Australias second largest city Melbourne is set to go for another round of lockdown for six weeks from midnight Wednesday as the coronavirus has reared its ugly head in Victoria. And this has further confirmed that this years T20 World Cup in Australia is practically not possible. Even as the ICC keeps delaying the announcement, BCCI hopes that the official call will now be taken with this latest development.
Despite ICC’s Financial and Commercial Affairs Committee (F&CA) chief Ehsan Mani as well as Cricket Australia making it clear time and again that hosting a T20 World Cup in the October-November window is practically impossible, the ICC hasn”t made an official announcement and that hasn”t impressed the Board of Control for Cricket in India (BCCI).

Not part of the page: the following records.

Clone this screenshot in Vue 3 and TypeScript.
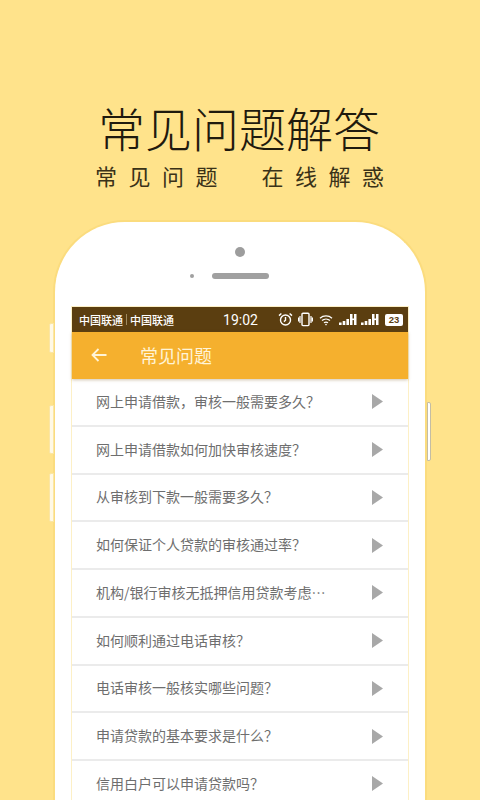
<script setup lang="ts">
const questions: string[] = [
  '网上申请借款，审核一般需要多久？',
  '网上申请借款如何加快审核速度？',
  '从审核到下款一般需要多久？',
  '如何保证个人贷款的审核通过率？',
  '机构/银行审核无抵押信用贷款考虑…',
  '如何顺利通过电话审核？',
  '电话审核一般核实哪些问题？',
  '申请贷款的基本要求是什么？',
  '信用白户可以申请贷款吗？',
]
</script>

<template>
  <div class="page">
    <header class="hero">
      <h1 class="title">常见问题解答</h1>
      <p class="sub"><span>常见问题</span><span>在线解惑</span></p>
    </header>
    <div class="phone">
      <i class="side side-l1"></i>
      <i class="side side-l2"></i>
      <i class="side side-l3"></i>
      <i class="side side-r"></i>
      <div class="bezel">
        <div class="camera"></div>
        <div class="speaker-row">
          <div class="sensor"></div>
          <div class="speaker"></div>
        </div>
      </div>
      <div class="screen">
        <div class="status">
          <div class="carriers"><span>中国联通</span><i class="sep"></i><span>中国联通</span></div>
          <div class="time">19:02</div>
          <div class="icons">
            <svg width="15" height="15" viewBox="0 0 15 15" fill="none" stroke="#fff" stroke-width="1.4">
              <circle cx="7.5" cy="8" r="5" />
              <path d="M7.5 5v3.2l-1.6 1.4M1 3.6 3.4 1.5M14 3.6 11.6 1.5" />
            </svg>
            <svg width="15" height="15" viewBox="0 0 15 15" fill="none" stroke="#fff" stroke-width="1.2">
              <rect x="4" y="1.2" width="7" height="12.4" rx="1" stroke-width="1.4" />
              <path d="M2 4v7M.6 5.500v4M13 4v7M14.400 5.500v4" />
            </svg>
            <svg class="wifi" width="14" height="12" viewBox="0 0 14 12" fill="none" stroke="#fff" stroke-width="1.3">
              <path d="M1 4.200c3.400-3 8.600-3 12 0M3 6.600c2.300-2 5.700-2 8 0M5 8.800c1.200-.9 2.800-.9 4 0" />
              <circle cx="7" cy="10.600" r=".8" fill="#fff" stroke="none" />
            </svg>
            <svg v-for="n in 2" :key="n" class="signal" width="18" height="13" viewBox="0 0 18 13" fill="#fff">
              <rect x="0" y="9.500" width="2.600" height="2.500" />
              <rect x="3.700" y="8" width="2.600" height="4" />
              <rect x="7.400" y="6" width="2.600" height="6" />
              <rect x="11" y="1" width="2.500" height="11" />
              <rect x="15" y="1" width="2.500" height="11" />
              <rect x="12.500" y="5.500" width="3" height="1.600" />
            </svg>
            <div class="battery">23</div>
          </div>
        </div>
        <div class="appbar">
          <svg class="back" width="16" height="14" viewBox="0 0 16 14" fill="none" stroke="#fff4d8" stroke-width="1.800">
            <path d="M15.500 7H1.500M7.500 1 1.500 7l6 6" />
          </svg>
          <span class="appbar-title">常见问题</span>
        </div>
        <ul class="list">
          <li v-for="q in questions" :key="q" class="row">
            <span class="q">{{ q }}</span>
            <svg class="arrow" width="11" height="15" viewBox="0 0 11 15"><path d="M0 0 11 7.500 0 15Z" fill="#a8a8a8" /></svg>
          </li>
        </ul>
      </div>
    </div>
  </div>
</template>

<style scoped>
.page {
  height: 800px;
  overflow: hidden;
  background: #ffe38b;
  font-family: "Noto Sans CJK SC", "Noto Sans", sans-serif;
  display: flex;
  flex-direction: column;
  align-items: center;
}
.hero {
  padding-top: 95px;
  height: 220px;
  box-sizing: border-box;
  display: flex;
  flex-direction: column;
  align-items: center;
  flex: none;
}
.title {
  margin: 0 2px 0 0;
  font-size: 47px;
  line-height: 64px;
  font-weight: 300;
  color: #1f1a0e;
  white-space: nowrap;
}
.sub {
  margin: 1px 0 0;
  width: 292px;
  display: flex;
  justify-content: space-between;
  font-size: 22px;
  line-height: 30px;
  letter-spacing: 11.500px;
  color: #3a3218;
  white-space: nowrap;
  padding: 0 2px 0 1px;
  box-sizing: border-box;
}
.sub span { margin-right: -11.500px; }
.phone {
  position: relative;
  flex: none;
  width: 374px;
  height: 700px;
  box-sizing: border-box;
  background: #fff;
  border: 2px solid #fbdc7e;
  border-bottom: none;
  border-radius: 72px 72px 0 0;
  padding: 0 17px;
}
.side {
  position: absolute;
  background: #fff9e6;
  border: 1px solid #fbe6a4;
  box-sizing: border-box;
}
.side-l1 { left: -6px; top: 101px; width: 5px; height: 30px; border-radius: 2px 0 0 2px; }
.side-l2 { left: -6px; top: 183px; width: 5px; height: 49px; border-radius: 2px 0 0 2px; }
.side-l3 { left: -6px; top: 251px; width: 5px; height: 49px; border-radius: 2px 0 0 2px; }
.side-r { right: -6px; top: 180px; width: 4px; height: 59px; background: #fff; border: 1px solid #c4bda4; border-radius: 0 2px 2px 0; }
.bezel {
  height: 85px;
  display: flex;
  flex-direction: column;
  align-items: center;
  padding-top: 25px;
  box-sizing: border-box;
}
.camera {
  width: 10px;
  height: 10px;
  border-radius: 50%;
  background: #9d9d9d;
}
.speaker-row {
  position: relative;
  margin-top: 16px;
}
.speaker {
  width: 57px;
  height: 6px;
  border-radius: 3px;
  background: #a0a0a0;
}
.sensor {
  position: absolute;
  left: -22px;
  top: 1px;
  width: 4px;
  height: 4px;
  border-radius: 50%;
  background: #a0a0a0;
}
.screen {
  width: 336px;
  box-shadow: 0 0 0 1px #fdf0c6;
}
.status {
  height: 25px;
  background: #5b3e10;
  display: grid;
  grid-template-columns: 1fr auto 1fr;
  align-items: center;
  padding: 0 5px 0 7px;
  color: #fff;
}
.carriers {
  display: flex;
  align-items: center;
  font-size: 11px;
  font-weight: 500;
  white-space: nowrap;
}
.sep {
  width: 1px;
  height: 11px;
  margin: 0 3px;
  background: #a08a60;
}
.time {
  font-family: Roboto, sans-serif;
  font-size: 14px;
  padding-right: 1px;
}
.icons {
  display: flex;
  align-items: center;
  justify-content: flex-end;
  gap: 5px;
}
.wifi { margin-left: 1px; margin-right: 1px; }
.signal { margin-right: -1px; }
.battery {
  width: 18px;
  height: 12px;
  margin-left: 2px;
  border-radius: 2px;
  background: #fff;
  color: #5b3e10;
  font-family: "Liberation Sans", sans-serif;
  font-size: 9.500px;
  font-weight: 700;
  line-height: 12px;
  text-align: center;
}
.appbar {
  height: 47px;
  background: #f5b02e;
  display: flex;
  align-items: center;
  padding-left: 19px;
  box-shadow: 0 1px 3px rgba(120, 90, 30, 0.35);
  position: relative;
}
.appbar-title {
  margin-left: 33px;
  margin-top: -2px;
  font-size: 18px;
  color: #fff4d8;
  white-space: nowrap;
}
.back { margin-top: -1px; }
.list {
  list-style: none;
  margin: 0;
  padding: 0;
}
.row {
  height: 47.750px;
  box-sizing: border-box;
  border-bottom: 2px solid #ebebeb;
  display: flex;
  align-items: center;
  justify-content: space-between;
  padding: 0 25px 0 24px;
  background: #fff;
}
.q {
  font-size: 14px;
  line-height: 20px;
  margin-top: -2px;
  color: #6e6e6e;
  white-space: nowrap;
}
.arrow { flex: none; margin-top: 0; }
</style>
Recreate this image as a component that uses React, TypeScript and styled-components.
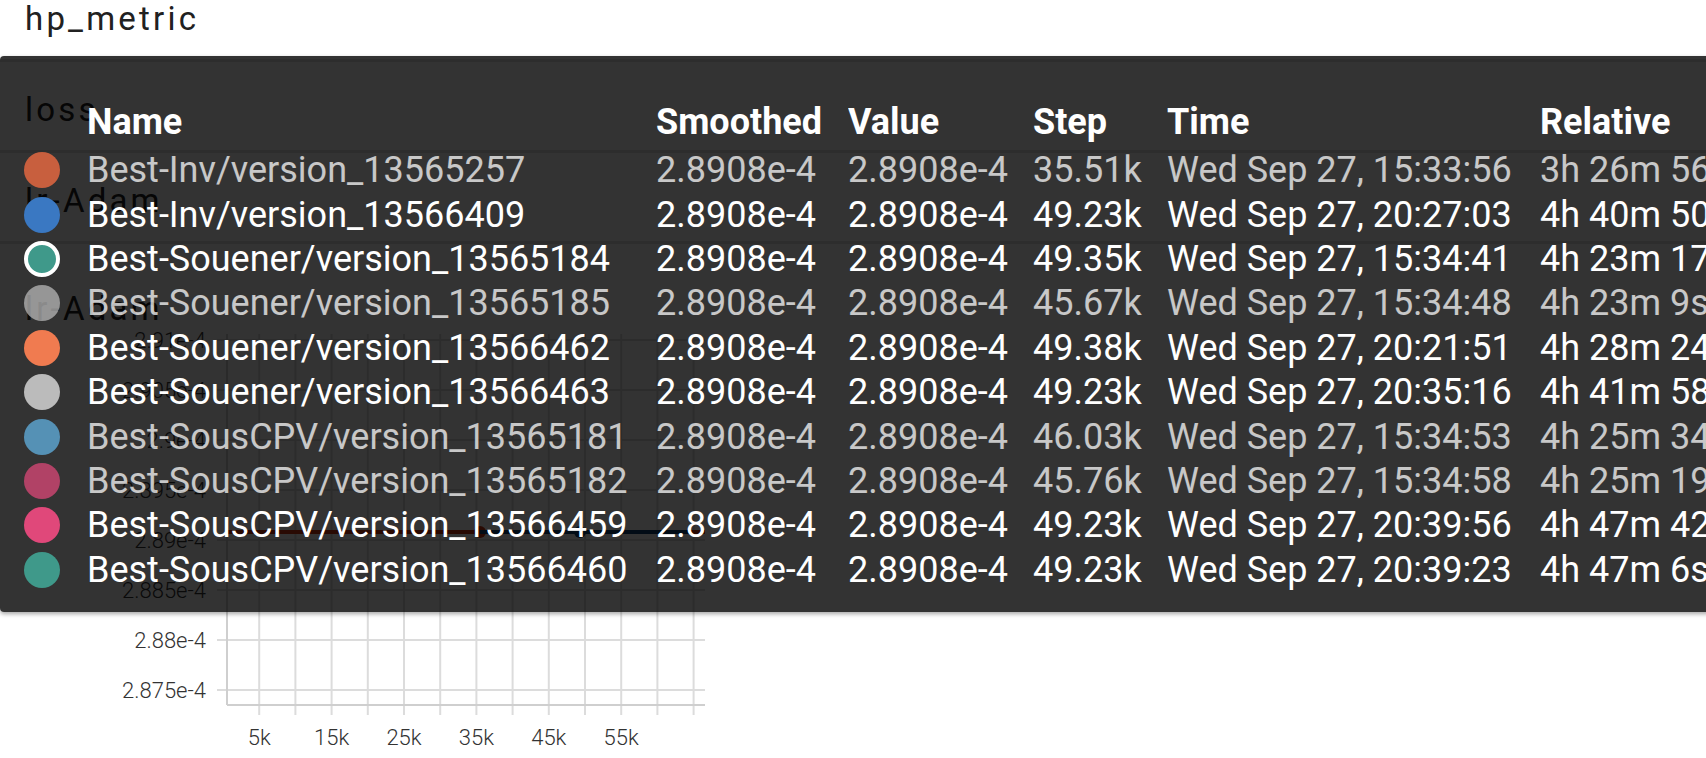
import styled, { createGlobalStyle } from "styled-components";

const GlobalStyle = createGlobalStyle`
  html, body {
    margin: 0;
    padding: 0;
    background: #ffffff;
    overflow: hidden;
  }
  body {
    font-family: Roboto, "Noto Sans", Arial, sans-serif;
  }
`;

interface Run {
  name: string;
  color: string;
  step: string;
  time: string;
  relative: string;
  dim?: boolean;
  selected?: boolean;
}

const runs: Run[] = [
  { name: "Best-Inv/version_13565257", color: "#ff7043", step: "35.51k", time: "Wed Sep 27, 15:33:56", relative: "3h 26m 56s", dim: true },
  { name: "Best-Inv/version_13566409", color: "#3a78c2", step: "49.23k", time: "Wed Sep 27, 20:27:03", relative: "4h 40m 50s" },
  { name: "Best-Souener/version_13565184", color: "#3f998a", step: "49.35k", time: "Wed Sep 27, 15:34:41", relative: "4h 23m 17s", selected: true },
  { name: "Best-Souener/version_13565185", color: "#bbbbbb", step: "45.67k", time: "Wed Sep 27, 15:34:48", relative: "4h 23m 9s", dim: true },
  { name: "Best-Souener/version_13566462", color: "#f07b50", step: "49.38k", time: "Wed Sep 27, 20:21:51", relative: "4h 28m 24s" },
  { name: "Best-Souener/version_13566463", color: "#bbbbbb", step: "49.23k", time: "Wed Sep 27, 20:35:16", relative: "4h 41m 58s" },
  { name: "Best-SousCPV/version_13565181", color: "#62b4e6", step: "46.03k", time: "Wed Sep 27, 15:34:53", relative: "4h 25m 34s", dim: true },
  { name: "Best-SousCPV/version_13565182", color: "#e0487a", step: "45.76k", time: "Wed Sep 27, 15:34:58", relative: "4h 25m 19s", dim: true },
  { name: "Best-SousCPV/version_13566459", color: "#e0487a", step: "49.23k", time: "Wed Sep 27, 20:39:56", relative: "4h 47m 42s" },
  { name: "Best-SousCPV/version_13566460", color: "#3f998a", step: "49.23k", time: "Wed Sep 27, 20:39:23", relative: "4h 47m 6s" },
];

const COLUMNS = "87px 569px 192px 185px 134px 373px 300px";

const Page = styled.div`
  position: relative;
  width: 1706px;
  height: 758px;
  overflow: hidden;
`;

// the run list is scrolled a little: the first header is partly out of view
const Scrolled = styled.div`
  margin-top: -29px;
`;

const GroupHeader = styled.div`
  height: 82px;
  padding-top: 6px;
  display: flex;
  align-items: center;
  padding-left: 25px;
  border-bottom: 3px solid #e0e0e0;
  font-size: 33px;
  letter-spacing: 3.2px;
  color: #212121;
`;

const ChartCard = styled.div`
  display: flex;
  flex-direction: column;
`;

const CardTitle = styled.div`
  padding: 45px 0 0 25px;
  font-size: 33px;
  letter-spacing: 3.2px;
  color: #212121;
`;

const Tooltip = styled.div`
  position: absolute;
  top: 56px;
  left: 0;
  width: 1860px;
  padding: 39px 0 20px;
  background: rgba(0, 0, 0, 0.8);
  border-radius: 4px;
  box-shadow: 0 2px 4px rgba(0, 0, 0, 0.35);
  color: #ffffff;
  font-size: 36px;
  white-space: nowrap;
`;

const HeaderRow = styled.div`
  display: grid;
  grid-template-columns: ${COLUMNS};
  height: 53px;
  align-items: center;
  font-weight: 700;
`;

const Row = styled.div<{ $dim?: boolean }>`
  display: grid;
  grid-template-columns: ${COLUMNS};
  height: 44.4px;
  align-items: center;
  opacity: ${(p) => (p.$dim ? 0.73 : 1)};
`;

const Swatch = styled.span<{ $color: string; $selected?: boolean }>`
  justify-self: start;
  margin-left: 24px;
  width: 36px;
  height: 36px;
  box-sizing: border-box;
  border-radius: 50%;
  background: ${(p) => p.$color};
  border: ${(p) => (p.$selected ? "4px solid #ffffff" : "none")};
`;

const Cell = styled.span`
  overflow: hidden;
`;

const gridYs = [340, 390, 440, 490, 540, 590, 640, 690];
const yLabels = ["2.91e-4", "2.905e-4", "2.9e-4", "2.895e-4", "2.89e-4", "2.885e-4", "2.88e-4", "2.875e-4"];
const stepX = (k: number) => 223 + k * 7.24;
const xLabels = ["5k", "15k", "25k", "35k", "45k", "55k"];

function Chart() {
  const top = 328;
  const vLines = Array.from({ length: 13 }, (_, i) => stepX((i + 1) * 5));
  return (
    <svg width="720" height={758 - top} viewBox={`0 ${top} 720 ${758 - top}`}>
      {gridYs.map((y) => (
        <line key={y} x1={217} x2={705} y1={y} y2={y} stroke="#dcdcdc" strokeWidth={2} />
      ))}
      {vLines.map((x) => (
        <line key={x} x1={x} x2={x} y1={334} y2={715} stroke="#dcdcdc" strokeWidth={2} />
      ))}
      <line x1={227} x2={227} y1={334} y2={705} stroke="#cfcfcf" strokeWidth={2} />
      <line x1={227} x2={705} y1={705} y2={705} stroke="#cfcfcf" strokeWidth={2} />
      {gridYs.map((y, i) => (
        <text
          key={yLabels[i]}
          x={206}
          y={y + 8}
          textAnchor="end"
          fontFamily="Roboto, sans-serif"
          fontSize={22}
          fontWeight={300}
          fill="#333"
        >
          {yLabels[i]}
        </text>
      ))}
      {xLabels.map((l, i) => (
        <text
          key={l}
          x={stepX(5 + i * 10)}
          y={745}
          textAnchor="middle"
          fontFamily="Roboto, sans-serif"
          fontSize={22}
          fontWeight={300}
          fill="#333"
        >
          {l}
        </text>
      ))}
      <line x1={227} x2={480} y1={532} y2={532} stroke="#cc3311" strokeWidth={4} />
      <circle cx={480} cy={532} r={6} fill="#cc3311" />
      <line x1={480} x2={690} y1={532} y2={532} stroke="#0e3d6e" strokeWidth={4} />
      <circle cx={580} cy={532} r={6} fill="#0e3d6e" />
      <line x1={690} x2={705} y1={532} y2={532} stroke="#cc3311" strokeWidth={4} />
    </svg>
  );
}

export default function App() {
  return (
    <Page>
      <GlobalStyle />
      <Scrolled>
        <GroupHeader>hp_metric</GroupHeader>
        <GroupHeader>loss</GroupHeader>
        <GroupHeader>lr-Adam</GroupHeader>
        <ChartCard>
          <CardTitle>lr-Adam</CardTitle>
          <Chart />
        </ChartCard>
      </Scrolled>
      <Tooltip>
        <HeaderRow>
          <span />
          <Cell>Name</Cell>
          <Cell>Smoothed</Cell>
          <Cell>Value</Cell>
          <Cell>Step</Cell>
          <Cell>Time</Cell>
          <Cell>Relative</Cell>
        </HeaderRow>
        {runs.map((r) => (
          <Row key={r.name} $dim={r.dim}>
            <Swatch $color={r.color} $selected={r.selected} />
            <Cell>{r.name}</Cell>
            <Cell>2.8908e-4</Cell>
            <Cell>2.8908e-4</Cell>
            <Cell>{r.step}</Cell>
            <Cell>{r.time}</Cell>
            <Cell>{r.relative}</Cell>
          </Row>
        ))}
      </Tooltip>
    </Page>
  );
}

Speaking to IANS, a BCCI official said that it is only the ICC which has kept speaking about delaying the inevitable announcing a postponement even as Cricket Australia chairman Earl Eddings wrote to the international body that it looks highly unlikely that a T20 World Cup can be hosted in these trying times.
“As it is there were so many logistical difficulties and that is perfectly understandable. The Australian government has been addressing the public health issue efficiently and there are regulations in place which are crucial to address the challenges. In that background even Cricket Australia has been practical in their assessment of the situation.
“With this present situation where Melbourne is in lockdown, the ICC really must take the final call of closure on the issue if they have any concept of responsible decision making,” the official said.
Not just CA chairman Eddings, but also Mani who is also the PCB chief recently told the media that the T20 World Cup cannot be held in a bio-secure environment.
“We have had a lot of discussions and the feeling is it (T20 World Cup) would not be possible this year. ICC has World Cups lined up in 2021 and 2023, so we have a gap year where we can adjust this event. God forbid if some player(s) falls ill or mishap occurs during the tournament, it will have a big impact and create panic in the cricket world and we can”t take that risk. Having a bio-bubble environment is feasible for say a bilateral series like Pakistan in England, but it is very difficult when 16 teams are involved,” he had said.
Cricket Australia’s interim CEO Nick Hockley echoed the sentiments when he said the biggest challenge was to get the players from so many teams into the country.
“Our biggest challenge is getting 15 teams into the country. If I compare it with the prospect of a bilateral tour, you”re talking about bringing one team in and then playing individual matches. But the prospect of bringing 15 teams in and having six or seven teams in one city at the same time, it”s a much more complex exercise,” he had said.